→ Request
Please copy every line of the records below that holds the word "screenshot".

→ Data extract

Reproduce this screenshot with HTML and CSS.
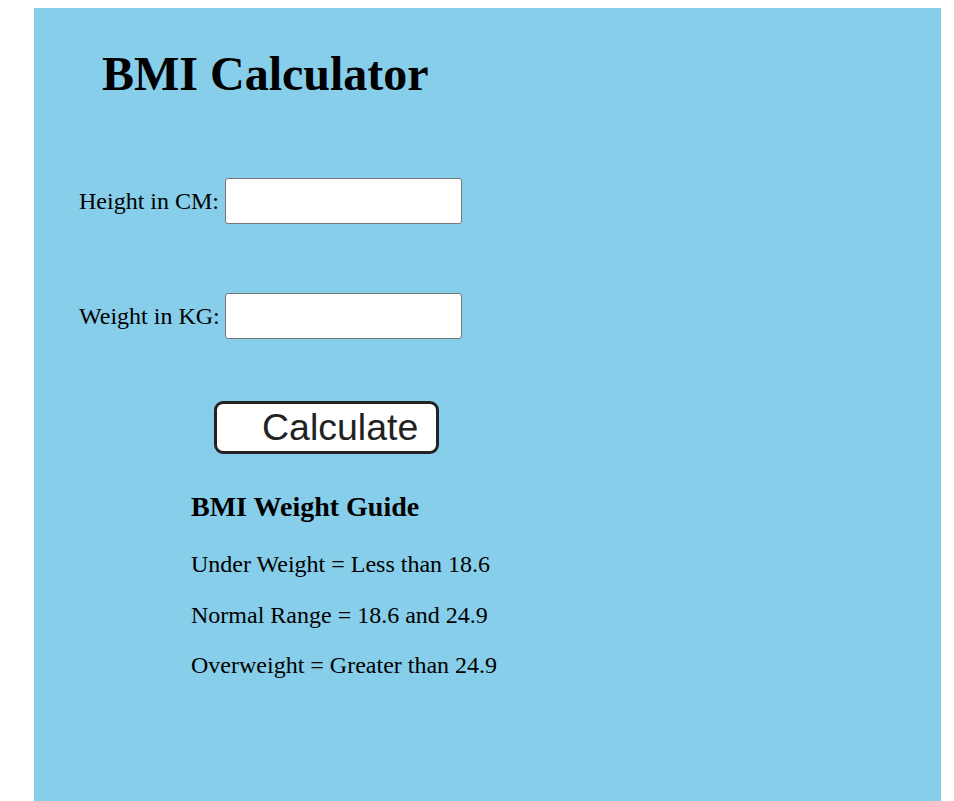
FILE: index.html
```html
<!DOCTYPE html>
<html lang="en">
<head>
<meta charset="utf-8">
<title>BMI Calculator</title>
<link rel="stylesheet" href="styles.css">
</head>
<body>
<div class="app">
  <h1 class="title">BMI Calculator</h1>
  <form class="form" onsubmit="return false">
    <div class="row">
      <label class="label" for="height">Height in CM:</label>
      <input class="field" id="height" type="text">
    </div>
    <div class="row">
      <label class="label" for="weight">Weight in KG:</label>
      <input class="field" id="weight" type="text">
    </div>
    <button class="calc" type="button">Calculate</button>
  </form>
  <div class="guide">
    <h2 class="guide-title">BMI Weight Guide</h2>
    <p class="guide-item">Under Weight = Less than 18.6</p>
    <p class="guide-item">Normal Range = 18.6 and 24.9</p>
    <p class="guide-item">Overweight = Greater than 24.9</p>
  </div>
</div>
</body>
</html>
```
FILE: styles.css
```css
html, body {
  margin: 0;
  padding: 0;
  background: #ffffff;
}
body {
  padding: 8px 0 0 0;
  font-family: "Liberation Serif", "Times New Roman", serif;
  color: #000;
}
.app {
  box-sizing: border-box;
  margin-left: 34px;
  width: 907px;
  height: 793px;
  background: #87ceeb;
  padding-top: 38px;
  overflow: hidden;
}
.title {
  margin: 0 0 0 68px;
  font-size: 48px;
  line-height: 56px;
  font-weight: bold;
}
.form {
  margin-top: 76px;
  display: flex;
  flex-direction: column;
  align-items: flex-start;
}
.row {
  display: grid;
  grid-template-columns: 146px 237px;
  align-items: center;
  margin-left: 45px;
  margin-bottom: 69px;
}
.row:nth-child(2) {
  margin-bottom: 62px;
}
.label {
  font-size: 24px;
  line-height: 28px;
  white-space: nowrap;
}
.field {
  box-sizing: border-box;
  width: 237px;
  height: 46px;
  border: 1px solid #767676;
  border-radius: 3px;
  background: #fff;
  margin: 0;
  padding: 0 6px;
  font-size: 20px;
}
.calc {
  box-sizing: border-box;
  margin-left: 180px;
  width: 225px;
  height: 53px;
  border: 3px solid #222;
  border-radius: 9px;
  background: #fff;
  padding: 0 0 0 45px;
  text-align: left;
  font-family: "Liberation Sans", Arial, sans-serif;
  font-size: 37.5px;
  color: #222;
  cursor: pointer;
}
.guide {
  margin: 37px 0 0 157px;
}
.guide-title {
  margin: 0 0 27px;
  font-size: 28px;
  line-height: 32px;
  font-weight: bold;
}
.guide-item {
  margin: 0 0 22px;
  font-size: 24px;
  line-height: 28.5px;
}
```
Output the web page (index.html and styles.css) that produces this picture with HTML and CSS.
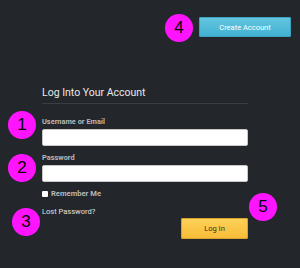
FILE: index.html
```html
<!DOCTYPE html>
<html>
<head>
<meta charset="utf-8">
<link rel="stylesheet" href="styles.css">
</head>
<body>
<div class="page">
  <div class="top">
    <button class="btn btn-create">Create Account</button>
  </div>
  <form class="login">
    <h2 class="title">Log Into Your Account</h2>
    <label class="lbl lbl-first">Username or Email</label>
    <input class="field" type="text">
    <label class="lbl">Password</label>
    <input class="field" type="password">
    <label class="remember"><span class="box"></span>Remember Me</label>
    <a class="lost">Lost Password?</a>
    <div class="actions">
      <button class="btn btn-login" type="button">Log In</button>
    </div>
  </form>
  <span class="mark m1">1</span>
  <span class="mark m2">2</span>
  <span class="mark m3">3</span>
  <span class="mark m4">4</span>
  <span class="mark m5">5</span>
</div>
</body>
</html>
```
FILE: styles.css
```css
html, body {
  margin: 0;
  padding: 0;
  background: #23262b;
}
.page {
  position: relative;
  width: 300px;
  height: 268px;
  overflow: hidden;
  font-family: Roboto, "Liberation Sans", sans-serif;
}
.top {
  display: flex;
  justify-content: flex-end;
  padding: 17px 9px 0 0;
}
.btn {
  border: none;
  border-radius: 2px;
  font-family: Roboto, "Liberation Sans", sans-serif;
  padding: 0;
  cursor: pointer;
}
.btn-create {
  width: 92px;
  height: 20px;
  font-size: 7.5px;
  color: #ffffff;
  background: linear-gradient(#66c6e0, #40b0d1);
  box-shadow: inset 0 0 0 1px #3aa3c2;
}
.login {
  display: flex;
  flex-direction: column;
  align-items: flex-start;
  width: 206px;
  margin: 50px 0 0 42px;
}
.title {
  margin: 0;
  align-self: stretch;
  font-size: 10.5px;
  font-weight: 400;
  color: #e8e8e8;
  line-height: 12px;
  padding-bottom: 4px;
  border-bottom: 1px solid #3a3d43;
}
.lbl {
  font-size: 7.4px;
  font-weight: 700;
  color: #b8b8b8;
  line-height: 8px;
  margin-top: 8px;
  margin-bottom: 3px;
}
.lbl-first {
  margin-top: 14px;
}
.field {
  box-sizing: border-box;
  align-self: stretch;
  height: 17px;
  margin: 0;
  border: 1px solid #c8c8c8;
  border-radius: 2px;
  background: #ffffff;
}
.remember {
  display: flex;
  align-items: center;
  gap: 3px;
  margin-top: 8px;
  font-size: 7.6px;
  font-weight: 700;
  color: #b8b8b8;
  line-height: 8px;
}
.box {
  width: 6px;
  height: 6px;
  background: #ffffff;
  border-radius: 1px;
}
.lost {
  margin-top: 9px;
  font-size: 7.5px;
  color: #e0e0e0;
  line-height: 9px;
}
.actions {
  align-self: stretch;
  display: flex;
  justify-content: flex-end;
  margin-top: 2px;
}
.btn-login {
  width: 67px;
  height: 21px;
  font-size: 7.5px;
  color: #3a3320;
  background: linear-gradient(#ffd25a, #f8bb37);
  box-shadow: inset 0 0 0 1px #d9a12e;
}
.mark {
  position: absolute;
  width: 28px;
  height: 28px;
  border-radius: 50%;
  background: #ff14ff;
  color: #000000;
  font-family: "Liberation Sans", Arial, sans-serif;
  font-size: 17px;
  line-height: 28px;
  text-align: center;
}
.m1 { left: 8px; top: 111px; }
.m2 { left: 8px; top: 154px; }
.m3 { left: 12px; top: 208px; }
.m4 { left: 165px; top: 14px; }
.m5 { left: 249px; top: 193px; }
```
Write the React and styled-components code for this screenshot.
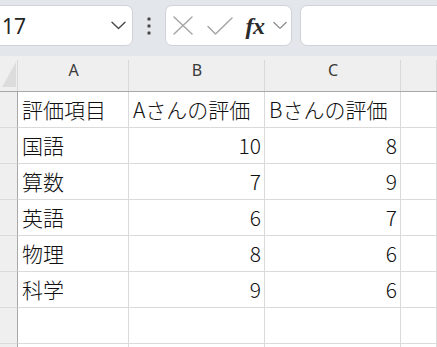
import React from "react";
import styled, { createGlobalStyle } from "styled-components";

const Global = createGlobalStyle`
  html, body { margin: 0; padding: 0; background: #ffffff; overflow: hidden; }
  body { width: 437px; height: 347px; }
  * { box-sizing: border-box; }
`;

const Page = styled.div`
  width: 437px;
  height: 347px;
  overflow: hidden;
  display: flex;
  flex-direction: column;
  background: #ffffff;
`;

const Toolbar = styled.div`
  flex: none;
  height: 56px;
  background: #e3e7eb;
  display: flex;
  align-items: flex-start;
  padding-top: 5px;
`;

const NameBox = styled.div`
  flex: none;
  margin-left: -40px;
  width: 173px;
  height: 41px;
  background: #ffffff;
  border: 1px solid #cfd2d6;
  border-radius: 7px;
  display: flex;
  align-items: center;
  justify-content: space-between;
  padding: 0 6px 0 41px;
  overflow: hidden;
`;

const NameText = styled.span`
  font-family: "Noto Sans", "Open Sans", sans-serif;
  font-size: 21px;
  color: #242424;
  line-height: 1;
  margin-top: 1px;
`;

const MoreHandle = styled.div`
  flex: none;
  width: 32px;
  height: 41px;
  display: flex;
  align-items: center;
  justify-content: center;
`;

const FxGroup = styled.div`
  flex: none;
  width: 127px;
  height: 41px;
  background: #ffffff;
  border: 1px solid #cfd2d6;
  border-radius: 7px;
  display: flex;
  align-items: center;
  padding-left: 6px;
`;

const IconSlot = styled.div`
  flex: none;
  width: ${(p) => p.$w}px;
  margin-right: ${(p) => p.$mr || 0}px;
  display: flex;
  align-items: center;
  justify-content: center;
`;

const Fx = styled.span`
  font-family: "Liberation Serif", "DejaVu Serif", serif;
  font-style: italic;
  font-weight: 700;
  font-size: 24px;
  color: #2b2b2b;
  line-height: 1;
  letter-spacing: -0.5px;
`;

const FormulaInput = styled.div`
  flex: 1;
  margin-left: 8px;
  margin-right: -20px;
  height: 41px;
  background: #ffffff;
  border: 1px solid #cfd2d6;
  border-radius: 7px;
`;

const Sheet = styled.div`
  flex: 1;
  display: grid;
  grid-template-columns: 18px 111px 136px 136px 1fr;
  grid-auto-rows: 36px;
  align-content: start;
  background: #ffffff;
`;

const Corner = styled.div`
  position: relative;
  background: #efefef;
  border-bottom: 1px solid #a8a8a8;
  display: flex;
  align-items: flex-end;
  justify-content: flex-end;
  padding: 0 2px 4px 0;
  &::after {
    content: "";
    position: absolute;
    top: 4px;
    bottom: 0;
    right: 0;
    width: 1px;
    background: #d9d9d9;
  }
`;

const ColHead = styled.div`
  position: relative;
  background: #efefef;
  border-bottom: 1px solid #a8a8a8;
  display: flex;
  align-items: center;
  justify-content: center;
  padding-bottom: 8px;
  font-family: "Noto Sans", "Open Sans", sans-serif;
  font-size: 16px;
  color: #3a3a3a;
  &::after {
    content: "";
    position: absolute;
    top: 4px;
    bottom: 0;
    right: 0;
    width: 1px;
    background: #d9d9d9;
  }
`;

const RowHead = styled.div`
  background: #efefef;
  border-right: 1px solid #a8a8a8;
  border-bottom: 1px solid #dadada;
`;

const Cell = styled.div`
  border-right: 1px solid #dadada;
  border-bottom: 1px solid #dadada;
  display: flex;
  align-items: center;
  justify-content: ${(p) => (p.$num ? "flex-end" : "flex-start")};
  padding: ${(p) => (p.$num ? "0 3px 0 0" : "0 0 0 4px")};
  font-family: "Noto Sans CJK JP", "Noto Sans", sans-serif;
  font-size: 21px;
  font-weight: 300;
  color: #111111;
  line-height: 1;
  white-space: nowrap;
  overflow: hidden;
`;

const Chevron = ({ color = "#4a4a4a", w = 15 }) => (
  <svg width={w} height="9" viewBox="0 0 15 9" fill="none">
    <path d="M1 1.2 L7.5 7.6 L14 1.2" stroke={color} strokeWidth="1.4" strokeLinecap="round" strokeLinejoin="round" />
  </svg>
);

const Dots = () => (
  <svg width="4" height="18" viewBox="0 0 4 18">
    <rect x="0.5" y="0.5" width="3" height="3" rx="0.6" fill="#474747" />
    <rect x="0.5" y="7.5" width="3" height="3" rx="0.6" fill="#474747" />
    <rect x="0.5" y="14.5" width="3" height="3" rx="0.6" fill="#474747" />
  </svg>
);

const Cross = () => (
  <svg width="20" height="19" viewBox="0 0 20 19" fill="none">
    <path d="M1 1 L19 18 M19 1 L1 18" stroke="#a6a6a6" strokeWidth="1.5" strokeLinecap="round" />
  </svg>
);

const Check = () => (
  <svg width="26" height="18" viewBox="0 0 26 18" fill="none">
    <path d="M1 9.5 L8.5 17 L25 1" stroke="#a6a6a6" strokeWidth="1.5" strokeLinecap="round" strokeLinejoin="round" />
  </svg>
);

const CornerTriangle = () => (
  <svg width="14" height="25" viewBox="0 0 14 25">
    <polygon points="14,0 14,25 0,25" fill="#dcdcdc" />
  </svg>
);

const rows = [
  ["評価項目", "Aさんの評価", "Bさんの評価", false],
  ["国語", "10", "8", true],
  ["算数", "7", "9", true],
  ["英語", "6", "7", true],
  ["物理", "8", "6", true],
  ["科学", "9", "6", true],
  ["", "", "", true],
  ["", "", "", true],
];

export default function App() {
  return (
    <Page>
      <Global />
      <Toolbar>
        <NameBox>
          <NameText>17</NameText>
          <Chevron />
        </NameBox>
        <MoreHandle>
          <Dots />
        </MoreHandle>
        <FxGroup>
          <IconSlot $w={22} $mr={12}>
            <Cross />
          </IconSlot>
          <IconSlot $w={27} $mr={9}>
            <Check />
          </IconSlot>
          <IconSlot $w={26} $mr={4}>
            <Fx>fx</Fx>
          </IconSlot>
          <IconSlot $w={16}>
            <Chevron color="#8a8a8a" w={14} />
          </IconSlot>
        </FxGroup>
        <FormulaInput />
      </Toolbar>
      <Sheet>
        <Corner>
          <CornerTriangle />
        </Corner>
        <ColHead>A</ColHead>
        <ColHead>B</ColHead>
        <ColHead>C</ColHead>
        <ColHead />
        {rows.map(([a, b, c, num], i) => (
          <React.Fragment key={i}>
            <RowHead />
            <Cell>{a}</Cell>
            <Cell $num={num}>{b}</Cell>
            <Cell $num={num}>{c}</Cell>
            <Cell />
          </React.Fragment>
        ))}
      </Sheet>
    </Page>
  );
}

→ Task answer
Reproduce this screenshot with HTML and CSS.
Write the React and styled-components code for this screenshot.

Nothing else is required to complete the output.